I’ve been using a jetson Orin nano super and ran into the same issue for foundationpose converting the score model. Is there any way to run foundationpose while using a smaller batch size to convert the score model? Or how can you make foundationpose work on the jetson Orin nano super as that is my goal. Also I’ve had success converting the model running the device headless outside the docker container, will this work? I know that the tutorial says to convert the model in the container.

Hello @jackdugan02,

Welcome to the Isaac ROS forum and thanks for the post!

Our official examples use maxShapes up to 252 for the score network. Reducing this may help with memory on Orin Nano, but you might still hit runtime shape errors if FoundationPose requests a larger batch.
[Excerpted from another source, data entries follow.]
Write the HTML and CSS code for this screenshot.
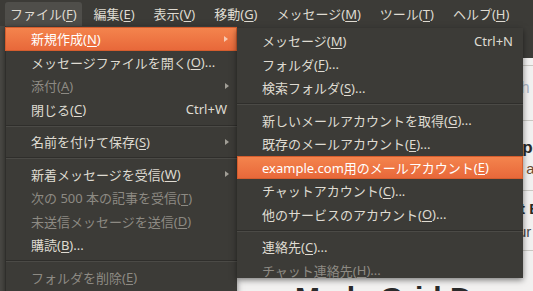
FILE: index.html
```html
<!DOCTYPE html>
<html lang="ja">
<head>
  <meta charset="UTF-8">
  <title>メニュー</title>
  <link rel="stylesheet" href="styles.css">
</head>
<body>
<div class="screen">

  <div class="menubar">
    <span class="top active">ファイル(<u>F</u>)</span>
    <span class="top">編集(<u>E</u>)</span>
    <span class="top">表示(<u>V</u>)</span>
    <span class="top">移動(<u>G</u>)</span>
    <span class="top">メッセージ(<u>M</u>)</span>
    <span class="top">ツール(<u>T</u>)</span>
    <span class="top">ヘルプ(<u>H</u>)</span>
  </div>

  <!-- the page behind the open menus -->
  <div class="app">
    <div class="side"></div>
    <div class="main">
      <div class="toolbar"></div>
      <div class="row search">Search 7</div>
      <div class="row post">
        <div class="title">Lorem ipsum po</div>
        <div class="meta">by lorem au</div>
      </div>
      <div class="row post small">
        <div class="title">Dolor sit B</div>
        <div class="meta">consectetur ti</div>
      </div>
      <h1 class="heading">Made Grid Demo</h1>
    </div>
  </div>

  <div class="menu file">
    <div class="item hover">新規作成(<u>N</u>)<span class="arrow"></span></div>
    <div class="item">メッセージファイルを開く(<u>O</u>)...</div>
    <div class="item off">添付(<u>A</u>)<span class="arrow"></span></div>
    <div class="item">閉じる(<u>C</u>)<span class="accel">Ctrl+W</span></div>
    <div class="sep"></div>
    <div class="item">名前を付けて保存(<u>S</u>)<span class="arrow"></span></div>
    <div class="sep"></div>
    <div class="item">新着メッセージを受信(<u>W</u>)<span class="arrow"></span></div>
    <div class="item off">次の 500 本の記事を受信(<u>T</u>)</div>
    <div class="item off">未送信メッセージを送信(<u>D</u>)</div>
    <div class="item">購読(<u>B</u>)...</div>
    <div class="sep"></div>
    <div class="item off">フォルダを削除(<u>E</u>)</div>
  </div>

  <div class="menu sub">
    <div class="item">メッセージ(<u>M</u>)<span class="accel">Ctrl+N</span></div>
    <div class="item">フォルダ(<u>F</u>)...</div>
    <div class="item">検索フォルダ(<u>S</u>)...</div>
    <div class="sep"></div>
    <div class="item">新しいメールアカウントを取得(<u>G</u>)...</div>
    <div class="item">既存のメールアカウント(<u>E</u>)...</div>
    <div class="item hover">example.com用のメールアカウント(<u>E</u>)</div>
    <div class="item">チャットアカウント(<u>C</u>)...</div>
    <div class="item">他のサービスのアカウント(<u>O</u>)...</div>
    <div class="sep"></div>
    <div class="item">連絡先(<u>C</u>)...</div>
    <div class="item off">チャット連絡先(<u>H</u>)...</div>
  </div>

</div>
</body>
</html>
```

FILE: styles.css
```css
body {
  margin: 0;
  background: #3c3b37;
}
.screen {
  position: relative;
  width: 533px;
  height: 291px;
  overflow: hidden;
  font-family: "Noto Sans", "Noto Sans CJK JP", sans-serif;
  font-size: 13px;
  color: #dfdbd2;
}
u { text-decoration-thickness: 1px; text-underline-offset: 2px; }

/* menubar */
.menubar {
  display: flex;
  align-items: flex-end;
  height: 26px;
  padding-left: 5px;
  background: #3c3b37;
  box-sizing: border-box;
}
.top {
  height: 24px;
  line-height: 25px;
  padding: 0 5px;
  margin-right: 9px;
  white-space: nowrap;
}
.top:first-child { margin-right: 7px; }
.top.active {
  background: #4f4e4a;
  border-radius: 3px 3px 0 0;
}

/* page behind */
.app {
  display: flex;
  height: 265px;
}
.side {
  width: 5px;
  background: #4a4945;
}
.main {
  flex: 1;
  background: #f2f1f0;
  overflow: hidden;
}
.toolbar {
  height: 32px;
  background: #3d3c38;
}
.row {
  text-align: right;
  margin-right: -10px;
  border-bottom: 1px solid #c9c7c2;
  font-family: "Liberation Sans", sans-serif;
  white-space: nowrap;
}
.row.search {
  border-top: 1px solid #c9c7c2;
  margin-top: 7px;
  height: 56px;
  padding-top: 14px;
  box-sizing: border-box;
  color: #a9b4c4;
  font-size: 16px;
  line-height: 16px;
}
.post {
  height: 70px;
  padding-top: 17px;
  box-sizing: border-box;
}
.post.small {
  height: 60px;
  padding-top: 8px;
}
.title {
  font-size: 17px;
  font-weight: bold;
  color: #2a2a2a;
  line-height: 20px;
}
.small .title { font-size: 15px; margin-right: 3px; }
.meta {
  font-size: 15px;
  color: #6b4a30;
  line-height: 22px;
}
.small .meta { color: #4a4a4a; margin-top: 2px; }
.heading {
  margin: 29px 0 0 290px;
  font-family: "Liberation Sans", sans-serif;
  font-size: 30px;
  line-height: 36px;
  color: #2a2a2a;
  white-space: nowrap;
}

/* menus */
.menu {
  position: absolute;
  background: #3c3b37;
  box-shadow: 0 2px 6px rgba(0, 0, 0, 0.5);
}
.menu.file {
  left: 5px;
  top: 26px;
  width: 232px;
  height: 290px;
  padding-top: 1px;
  border-left: 1px solid #2f2e2b;
  box-sizing: border-box;
}
.menu.sub {
  left: 237px;
  top: 28px;
  width: 286px;
  height: 250px;
  padding-top: 1px;
  box-sizing: border-box;
}
.item {
  display: flex;
  align-items: center;
  height: 23.5px;
  padding: 0 10px 0 25px;
  white-space: nowrap;
  box-sizing: border-box;
}
.item.off { color: #8d8a83; }
.item.hover {
  color: #ffffff;
  background: linear-gradient(#f4844d, #e8683a);
  border: 1px solid #d45d2e;
  padding-left: 24px;
}
.menu.file .item.hover { margin-left: -1px; padding-left: 25px; }
.accel { margin-left: auto; }
.arrow {
  margin-left: auto;
  margin-right: -2px;
  border-left: 4px solid #a19e96;
  border-top: 3px solid transparent;
  border-bottom: 3px solid transparent;
}
.hover .arrow { border-left-color: #f8c9b2; }
.sep {
  height: 0;
  margin: 3.5px 0;
  border-top: 1px solid #2f2e2b;
  border-bottom: 1px solid #4b4a46;
}
```
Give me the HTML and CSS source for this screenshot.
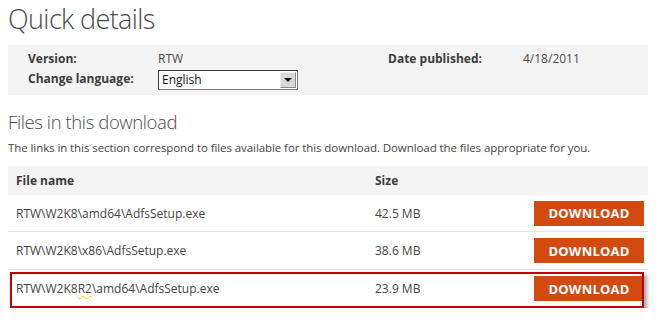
FILE: index.html
```html
<!DOCTYPE html>
<html lang="en">
<head>
  <meta charset="UTF-8">
  <title>Quick details</title>
  <link rel="stylesheet" href="styles.css">
</head>
<body>
<div class="page">
  <h1>Quick details</h1>

  <div class="details">
    <span class="label">Version:</span>
    <span class="value">RTW</span>
    <span class="label">Date published:</span>
    <span class="value">4/18/2011</span>

    <span class="label">Change language:</span>
    <span class="select">
      <span class="select-text">English</span>
      <span class="select-arrow"></span>
    </span>
  </div>

  <h2>Files in this download</h2>
  <p class="intro">The links in this section correspond to files available for this download. Download the files appropriate for you.</p>

  <div class="files">
    <div class="row head">
      <span class="name">File name</span>
      <span class="size">Size</span>
      <span></span>
    </div>
    <div class="row">
      <span class="name">RTW\W2K8\amd64\AdfsSetup.exe</span>
      <span class="size">42.5 MB</span>
      <button class="download">DOWNLOAD</button>
    </div>
    <div class="row">
      <span class="name">RTW\W2K8\x86\AdfsSetup.exe</span>
      <span class="size">38.6 MB</span>
      <button class="download">DOWNLOAD</button>
    </div>
    <div class="row marked">
      <span class="name">RTW\W2K8<span class="spell">R2</span>\amd64\AdfsSetup.exe</span>
      <span class="size">23.9 MB</span>
      <button class="download">DOWNLOAD</button>
      <div class="highlight"></div>
    </div>
  </div>
</div>
</body>
</html>
```

FILE: styles.css
```css
* {
  margin: 0;
  padding: 0;
  box-sizing: border-box;
}

body {
  font-family: 'Open Sans', 'Liberation Sans', sans-serif;
  font-size: 12px;
  color: #454545;
  background: white;
}

.page {
  width: 657px;
  padding: 2px 9px 0 8px;
}

h1 {
  font-weight: 300;
  font-size: 27px;
  line-height: 34px;
  color: #4a4a4a;
  letter-spacing: -0.6px;
  margin-bottom: 9px;
}

.details {
  background: #f4f4f4;
  height: 50px;
  padding: 3px 20px 0 20px;
  display: grid;
  grid-template-columns: 130px 230px 135px auto;
  grid-auto-rows: 20px;
  align-items: center;
}

.label {
  font-weight: 700;
  color: #3b3b3b;
}

.value {
  color: #4a4a4a;
}

.select {
  width: 140px;
  height: 20px;
  margin-top: 3px;
  border: 1px solid #7a7a7a;
  border-top-color: #3c3c3c;
  border-left-color: #3c3c3c;
  background: white;
  display: flex;
  align-items: center;
  justify-content: space-between;
  padding: 0 1px 0 3px;
  color: #111;
  font-size: 12px;
}

.select-arrow {
  width: 16px;
  height: 16px;
  background: #d8d8d8;
  border: 1px solid #f0f0f0;
  border-right-color: #888;
  border-bottom-color: #888;
  position: relative;
}

.select-arrow::after {
  content: '';
  position: absolute;
  left: 3px;
  top: 5px;
  border-left: 4px solid transparent;
  border-right: 4px solid transparent;
  border-top: 4px solid #111;
}

h2 {
  font-weight: 300;
  font-size: 18.5px;
  line-height: 24px;
  color: #4a4a4a;
  letter-spacing: -0.4px;
  margin-top: 15px;
}

.intro {
  margin-top: 5px;
  line-height: 18px;
  font-size: 11.5px;
  letter-spacing: -0.08px;
}

.files {
  margin-top: 9px;
  width: 640px;
}

.row {
  display: grid;
  grid-template-columns: 359px 1fr 110px;
  align-items: center;
  height: 38px;
  padding: 0 4px 0 8px;
  border-bottom: 1px solid #e2e2e2;
  position: relative;
}

.row.head {
  background: #f4f4f4;
  height: 29px;
  border-bottom: none;
  font-weight: 700;
  color: #3b3b3b;
}

.row:nth-child(2) {
  height: 37px;
}

.download {
  height: 25px;
  border: none;
  background: #d24a10;
  color: white;
  font-family: 'Open Sans', 'Liberation Sans', sans-serif;
  font-weight: 700;
  font-size: 13px;
  letter-spacing: 0.2px;
}

.spell {
  text-decoration: underline wavy #e6d200;
  text-decoration-thickness: 1px;
  text-underline-offset: 2px;
}

.highlight {
  position: absolute;
  left: 2px;
  top: 2px;
  width: 634px;
  height: 36px;
  border: 2px solid #c00000;
  box-shadow: 3px 3px 4px rgba(0, 0, 0, 0.35);
  pointer-events: none;
}
```
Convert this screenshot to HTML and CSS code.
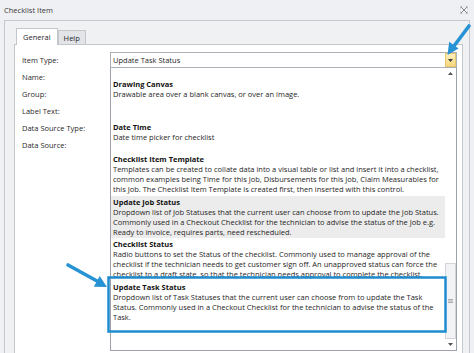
FILE: index.html
```html
<!DOCTYPE html>
<html>
<head>
<meta charset="utf-8">
<title>Checklist Item</title>
<link rel="stylesheet" href="styles.css">
</head>
<body>
<div class="window">
  <div class="titlebar">
    <span class="title">Checklist Item</span>
    <svg class="close" viewBox="0 0 8 8" width="8" height="8"><path d="M1 1L7 7M7 1L1 7" stroke="#8c8c8c" stroke-width="1" fill="none"/><path d="M0.5 2.5V0.5H2.5M5.5 0.5H7.5V2.5M7.5 5.5V7.5H5.5M2.5 7.5H0.5V5.5" stroke="#b5b5b5" stroke-width="0.8" fill="none"/></svg>
  </div>
  <div class="outer">
    <div class="tabs">
      <div class="tab tab-active">General</div>
      <div class="tab">Help</div>
    </div>
    <div class="page">
      <div class="form">
        <div class="labels">
          <div class="label">Item Type:</div>
          <div class="label">Name:</div>
          <div class="label">Group:</div>
          <div class="label">Label Text:</div>
          <div class="label">Data Source Type:</div>
          <div class="label">Data Source:</div>
        </div>
        <div class="field">
          <div class="combo">
            <span class="combo-text">Update Task Status</span>
            <div class="drop"><svg viewBox="0 0 5 3" width="5" height="3"><path d="M0 0H5L2.5 3Z" fill="#3a3a3a"/></svg></div>
          </div>
          <div class="list">
            <div class="items">
              <div class="item">
                <div class="it-title">Drawing Canvas</div>
                <div class="it-line">Drawable area over a blank canvas, or over an image.</div>
              </div>
              <div class="item">
                <div class="it-title">Date Time</div>
                <div class="it-line">Date time picker for checklist</div>
              </div>
              <div class="item">
                <div class="it-title">Checklist Item Template</div>
                <div class="it-line">Templates can be created to collate data into a visual table or list and insert it into a checklist,</div>
                <div class="it-line">common examples being Time for this Job, Disbursements for this Job, Claim Measurables for</div>
                <div class="it-line">this Job. The Checklist Item Template is created first, then inserted with this control.</div>
              </div>
              <div class="item item-hover">
                <div class="it-title">Update Job Status</div>
                <div class="it-line">Dropdown list of Job Statuses that the current user can choose from to update the Job Status.</div>
                <div class="it-line">Commonly used in a Checkout Checklist for the technician to advise the status of the Job e.g.</div>
                <div class="it-line">Ready to invoice, requires parts, need rescheduled.</div>
              </div>
              <div class="item">
                <div class="it-title">Checklist Status</div>
                <div class="it-line">Radio buttons to set the Status of the checklist. Commonly used to manage approval of the</div>
                <div class="it-line">checklist if the technician needs to get customer sign off. An unapproved status can force the</div>
                <div class="it-line">checklist to a draft state, so that the technician needs approval to complete the checklist.</div>
              </div>
              <div class="item">
                <div class="it-title">Update Task Status</div>
                <div class="it-line">Dropdown list of Task Statuses that the current user can choose from to update the Task</div>
                <div class="it-line">Status. Commonly used in a Checkout Checklist for the technician to advise the status of the</div>
                <div class="it-line">Task.</div>
              </div>
            </div>
            <div class="scroll">
              <div class="sb-btn"><svg viewBox="0 0 5 3" width="5" height="3"><path d="M0 3H5L2.5 0Z" fill="#555"/></svg></div>
              <div class="sb-track">
                <div class="sb-thumb"><svg viewBox="0 0 5 4" width="5" height="4"><path d="M0 0.5H5M0 2H5M0 3.5H5" stroke="#9a9a9a" stroke-width="0.8"/></svg></div>
              </div>
              <div class="sb-btn"><svg viewBox="0 0 5 3" width="5" height="3"><path d="M0 0H5L2.5 3Z" fill="#555"/></svg></div>
            </div>
          </div>
        </div>
      </div>
    </div>
  </div>
  <svg class="annot" viewBox="0 0 474 353" width="474" height="353">
    <rect x="108.5" y="277.5" width="337" height="54" fill="none" stroke="#1e8ccf" stroke-width="2.5"/>
    <path d="M469 26L454 46" stroke="#2793d4" stroke-width="3.6" stroke-linecap="round" fill="none"/>
    <path d="M447.5 55L449.2 41.8L458.5 48.6Z" fill="#2793d4"/>
    <path d="M68 265L97 281" stroke="#2793d4" stroke-width="3.6" stroke-linecap="round" fill="none"/>
    <path d="M107 287L93.8 286.8L99.7 276Z" fill="#2793d4"/>
  </svg>
</div>
</body>
</html>
```

FILE: styles.css
```css
* { box-sizing: border-box; }
html, body { margin: 0; padding: 0; }
body {
  width: 474px;
  height: 353px;
  overflow: hidden;
  background: #eef0f3;
  font-family: "Open Sans", "Noto Sans", sans-serif;
  font-size: 7.5px;
  color: #1f1f1f;
}
.window {
  position: relative;
  width: 474px;
  height: 353px;
  display: flex;
  flex-direction: column;
  background: #eef0f3;
  overflow: hidden;
}
.titlebar {
  height: 20px;
  flex: none;
  display: flex;
  align-items: center;
  justify-content: space-between;
  padding: 0 6px 0 4px;
}
.title { font-size: 7.5px; color: #3a3a3a; }
.close { display: block; }
.outer {
  flex: 1;
  margin: 0 4px;
  border: 1px solid #c5c8cd;
  border-bottom: none;
  background: #f0f1f3;
  padding: 7px 6px 0 9px;
  display: flex;
  flex-direction: column;
  min-height: 0;
}
.tabs {
  display: flex;
  align-items: flex-end;
  padding-left: 2px;
  height: 17px;
  flex: none;
  position: relative;
  z-index: 1;
  margin-bottom: -1px;
}
.tab {
  height: 14px;
  padding: 0 5px;
  display: flex;
  align-items: center;
  border: 1px solid #c3c6cb;
  border-bottom: none;
  background: #e2e4e7;
  color: #2a2a2a;
  margin-bottom: 1px;
}
.tab-active {
  height: 17px;
  padding: 0 6px;
  background: #ffffff;
  margin-bottom: 0;
}
.page {
  flex: 1;
  border: 1px solid #c3c6cb;
  border-bottom: none;
  background: #ffffff;
  padding: 7px 5px 0 7px;
  min-height: 0;
}
.form {
  display: grid;
  grid-template-columns: 88px 1fr;
}
.labels { display: flex; flex-direction: column; }
.label {
  height: 17px;
  line-height: 17px;
  color: #2a2a2a;
}
.field { display: flex; flex-direction: column; }
.combo {
  height: 16px;
  border: 1px solid #abafb6;
  display: flex;
  align-items: center;
  justify-content: space-between;
  padding: 0 0 0 2px;
  background: #fff;
}
.combo-text { color: #1f1f1f; }
.drop {
  width: 11px;
  height: 14px;
  display: flex;
  align-items: center;
  justify-content: center;
  background: linear-gradient(#fdf0c0, #f6d77c);
  border: 1px solid #e6c76e;
}
.drop svg { display: block; }
.list {
  height: 283px;
  border: 1px solid #9da1a8;
  border-top: none;
  display: flex;
  background: #fff;
}
.items {
  flex: 1;
  display: flex;
  flex-direction: column;
  overflow: hidden;
}
.item {
  height: 42.5px;
  flex: none;
  display: flex;
  flex-direction: column;
  justify-content: center;
  padding-left: 2px;
  line-height: 10px;
  white-space: nowrap;
  overflow: hidden;
}
.item-hover { background: #ececec; }
.it-title { font-weight: 700; color: #111; }
.it-line { color: #262626; }
.scroll {
  width: 11px;
  flex: none;
  display: flex;
  flex-direction: column;
  background: #fff;
}
.sb-btn {
  height: 11px;
  flex: none;
  display: flex;
  align-items: center;
  justify-content: center;
}
.sb-btn svg { display: block; }
.sb-track {
  flex: 1;
  display: flex;
  flex-direction: column;
  justify-content: flex-end;
}
.sb-thumb {
  height: 76px;
  border: 1px solid #d3d5d8;
  background: #f2f3f4;
  display: flex;
  align-items: center;
  justify-content: center;
}
.sb-thumb svg { display: block; }
.annot {
  position: absolute;
  left: 0;
  top: 0;
  pointer-events: none;
}
```
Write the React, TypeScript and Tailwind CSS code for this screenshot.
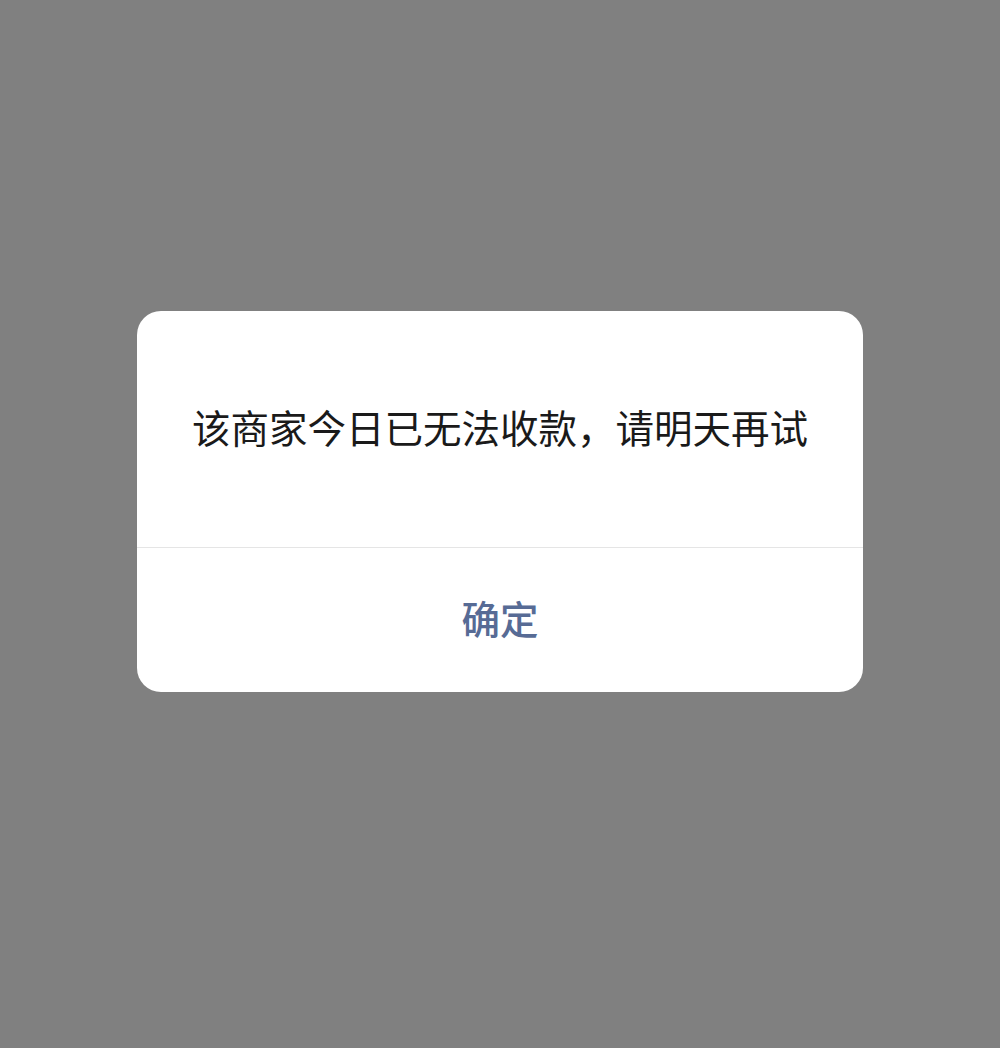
export default function App() {
  return (
    <div
      className="w-full h-[1048px] bg-[#808080] flex flex-col items-center pt-[311px]"
      style={{ fontFamily: '"Noto Sans CJK SC", "Noto Sans", sans-serif' }}
    >
      <div className="w-[726px] bg-white rounded-[24px] overflow-hidden">
        <div className="h-[236px] flex items-center justify-center px-6 pb-[7px]">
          <p className="text-[38.5px] leading-[50px] text-[#1a1a1a] text-center whitespace-nowrap">
            该商家今日已无法收款，请明天再试
          </p>
        </div>
        <div className="h-px bg-[#e5e5e5]" />
        <button className="w-full h-[144px] flex items-center justify-center pb-[5px] text-[38.5px] font-medium text-[#576b95]">
          确定
        </button>
      </div>
    </div>
  );
}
Conceptually, conversion is just an offline TensorRT engine build step. As long as you build the engine on the same Jetson (same GPU architecture) and the TensorRT/CUDA versions match what the Isaac ROS container is using, converting outside the Docker container should be fine.
You can convert it outside the container and then pass that .plan file into the container via score_engine_file_path / refine_engine_file_path.